• **WORK REQUIRED**
Reproduce all entries word for word.

━━━━━━━━━━━━━━━━━━━━

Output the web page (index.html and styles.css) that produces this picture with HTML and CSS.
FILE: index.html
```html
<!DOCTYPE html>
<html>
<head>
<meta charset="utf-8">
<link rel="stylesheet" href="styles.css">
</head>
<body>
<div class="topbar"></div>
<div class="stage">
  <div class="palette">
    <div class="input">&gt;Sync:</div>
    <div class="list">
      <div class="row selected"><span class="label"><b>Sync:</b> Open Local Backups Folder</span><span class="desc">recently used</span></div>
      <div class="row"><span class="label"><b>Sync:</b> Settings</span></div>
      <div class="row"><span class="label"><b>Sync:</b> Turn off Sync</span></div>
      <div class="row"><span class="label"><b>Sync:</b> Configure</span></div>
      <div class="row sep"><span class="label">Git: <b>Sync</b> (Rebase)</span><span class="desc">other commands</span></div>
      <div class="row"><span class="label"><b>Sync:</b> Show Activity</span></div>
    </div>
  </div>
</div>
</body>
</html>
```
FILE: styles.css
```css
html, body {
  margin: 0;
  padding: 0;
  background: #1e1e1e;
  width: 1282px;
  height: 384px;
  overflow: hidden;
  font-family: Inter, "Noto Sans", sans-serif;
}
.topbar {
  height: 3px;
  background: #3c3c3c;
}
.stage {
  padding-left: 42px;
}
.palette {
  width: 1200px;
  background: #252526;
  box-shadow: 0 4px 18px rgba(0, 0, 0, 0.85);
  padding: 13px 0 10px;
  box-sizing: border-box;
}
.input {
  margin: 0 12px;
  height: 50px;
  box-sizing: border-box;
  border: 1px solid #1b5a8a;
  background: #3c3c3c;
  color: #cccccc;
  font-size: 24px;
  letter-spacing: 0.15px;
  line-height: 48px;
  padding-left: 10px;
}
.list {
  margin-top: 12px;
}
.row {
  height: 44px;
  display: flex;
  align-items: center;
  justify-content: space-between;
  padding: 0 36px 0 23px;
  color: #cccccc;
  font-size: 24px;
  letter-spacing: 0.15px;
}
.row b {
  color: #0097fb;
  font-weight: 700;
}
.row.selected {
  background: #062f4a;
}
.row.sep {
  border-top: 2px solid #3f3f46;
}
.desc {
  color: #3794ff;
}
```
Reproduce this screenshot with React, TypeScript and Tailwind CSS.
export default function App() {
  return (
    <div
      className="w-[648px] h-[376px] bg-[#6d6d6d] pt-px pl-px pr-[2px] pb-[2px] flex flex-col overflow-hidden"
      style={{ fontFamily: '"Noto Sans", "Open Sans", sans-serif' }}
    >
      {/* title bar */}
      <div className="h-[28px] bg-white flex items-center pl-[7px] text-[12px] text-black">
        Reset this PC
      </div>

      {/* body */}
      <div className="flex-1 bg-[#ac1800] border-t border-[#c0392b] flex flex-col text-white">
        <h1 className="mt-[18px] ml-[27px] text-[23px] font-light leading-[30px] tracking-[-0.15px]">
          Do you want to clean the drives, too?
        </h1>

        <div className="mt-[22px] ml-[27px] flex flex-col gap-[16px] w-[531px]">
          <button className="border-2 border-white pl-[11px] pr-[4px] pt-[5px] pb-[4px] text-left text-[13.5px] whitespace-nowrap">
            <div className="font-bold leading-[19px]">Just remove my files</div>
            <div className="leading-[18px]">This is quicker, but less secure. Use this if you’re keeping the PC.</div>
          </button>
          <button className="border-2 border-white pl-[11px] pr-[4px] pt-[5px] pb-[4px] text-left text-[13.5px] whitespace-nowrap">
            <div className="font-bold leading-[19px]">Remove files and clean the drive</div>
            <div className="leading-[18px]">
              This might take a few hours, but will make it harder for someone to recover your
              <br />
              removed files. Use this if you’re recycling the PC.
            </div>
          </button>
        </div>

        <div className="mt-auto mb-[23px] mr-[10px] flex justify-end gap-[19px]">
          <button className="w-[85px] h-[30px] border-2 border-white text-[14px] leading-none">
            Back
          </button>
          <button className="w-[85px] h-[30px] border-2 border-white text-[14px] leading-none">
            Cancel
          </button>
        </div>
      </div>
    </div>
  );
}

━━━━━━━━━━━━━━━━━━━━

• **TASK SOLUTION**
Output the web page (index.html and styles.css) that produces this picture with HTML and CSS.
FILE: index.html
```html
<!DOCTYPE html>
<html>
<head>
<meta charset="utf-8">
<link rel="stylesheet" href="styles.css">
</head>
<body>
<div class="topbar"></div>
<div class="stage">
  <div class="palette">
    <div class="input">&gt;Sync:</div>
    <div class="list">
      <div class="row selected"><span class="label"><b>Sync:</b> Open Local Backups Folder</span><span class="desc">recently used</span></div>
      <div class="row"><span class="label"><b>Sync:</b> Settings</span></div>
      <div class="row"><span class="label"><b>Sync:</b> Turn off Sync</span></div>
      <div class="row"><span class="label"><b>Sync:</b> Configure</span></div>
      <div class="row sep"><span class="label">Git: <b>Sync</b> (Rebase)</span><span class="desc">other commands</span></div>
      <div class="row"><span class="label"><b>Sync:</b> Show Activity</span></div>
    </div>
  </div>
</div>
</body>
</html>
```
FILE: styles.css
```css
html, body {
  margin: 0;
  padding: 0;
  background: #1e1e1e;
  width: 1282px;
  height: 384px;
  overflow: hidden;
  font-family: Inter, "Noto Sans", sans-serif;
}
.topbar {
  height: 3px;
  background: #3c3c3c;
}
.stage {
  padding-left: 42px;
}
.palette {
  width: 1200px;
  background: #252526;
  box-shadow: 0 4px 18px rgba(0, 0, 0, 0.85);
  padding: 13px 0 10px;
  box-sizing: border-box;
}
.input {
  margin: 0 12px;
  height: 50px;
  box-sizing: border-box;
  border: 1px solid #1b5a8a;
  background: #3c3c3c;
  color: #cccccc;
  font-size: 24px;
  letter-spacing: 0.15px;
  line-height: 48px;
  padding-left: 10px;
}
.list {
  margin-top: 12px;
}
.row {
  height: 44px;
  display: flex;
  align-items: center;
  justify-content: space-between;
  padding: 0 36px 0 23px;
  color: #cccccc;
  font-size: 24px;
  letter-spacing: 0.15px;
}
.row b {
  color: #0097fb;
  font-weight: 700;
}
.row.selected {
  background: #062f4a;
}
.row.sep {
  border-top: 2px solid #3f3f46;
}
.desc {
  color: #3794ff;
}
```
Reproduce this screenshot with React, TypeScript and Tailwind CSS.
export default function App() {
  return (
    <div
      className="w-[648px] h-[376px] bg-[#6d6d6d] pt-px pl-px pr-[2px] pb-[2px] flex flex-col overflow-hidden"
      style={{ fontFamily: '"Noto Sans", "Open Sans", sans-serif' }}
    >
      {/* title bar */}
      <div className="h-[28px] bg-white flex items-center pl-[7px] text-[12px] text-black">
        Reset this PC
      </div>

      {/* body */}
      <div className="flex-1 bg-[#ac1800] border-t border-[#c0392b] flex flex-col text-white">
        <h1 className="mt-[18px] ml-[27px] text-[23px] font-light leading-[30px] tracking-[-0.15px]">
          Do you want to clean the drives, too?
        </h1>

        <div className="mt-[22px] ml-[27px] flex flex-col gap-[16px] w-[531px]">
          <button className="border-2 border-white pl-[11px] pr-[4px] pt-[5px] pb-[4px] text-left text-[13.5px] whitespace-nowrap">
            <div className="font-bold leading-[19px]">Just remove my files</div>
            <div className="leading-[18px]">This is quicker, but less secure. Use this if you’re keeping the PC.</div>
          </button>
          <button className="border-2 border-white pl-[11px] pr-[4px] pt-[5px] pb-[4px] text-left text-[13.5px] whitespace-nowrap">
            <div className="font-bold leading-[19px]">Remove files and clean the drive</div>
            <div className="leading-[18px]">
              This might take a few hours, but will make it harder for someone to recover your
              <br />
              removed files. Use this if you’re recycling the PC.
            </div>
          </button>
        </div>

        <div className="mt-auto mb-[23px] mr-[10px] flex justify-end gap-[19px]">
          <button className="w-[85px] h-[30px] border-2 border-white text-[14px] leading-none">
            Back
          </button>
          <button className="w-[85px] h-[30px] border-2 border-white text-[14px] leading-none">
            Cancel
          </button>
        </div>
      </div>
    </div>
  );
}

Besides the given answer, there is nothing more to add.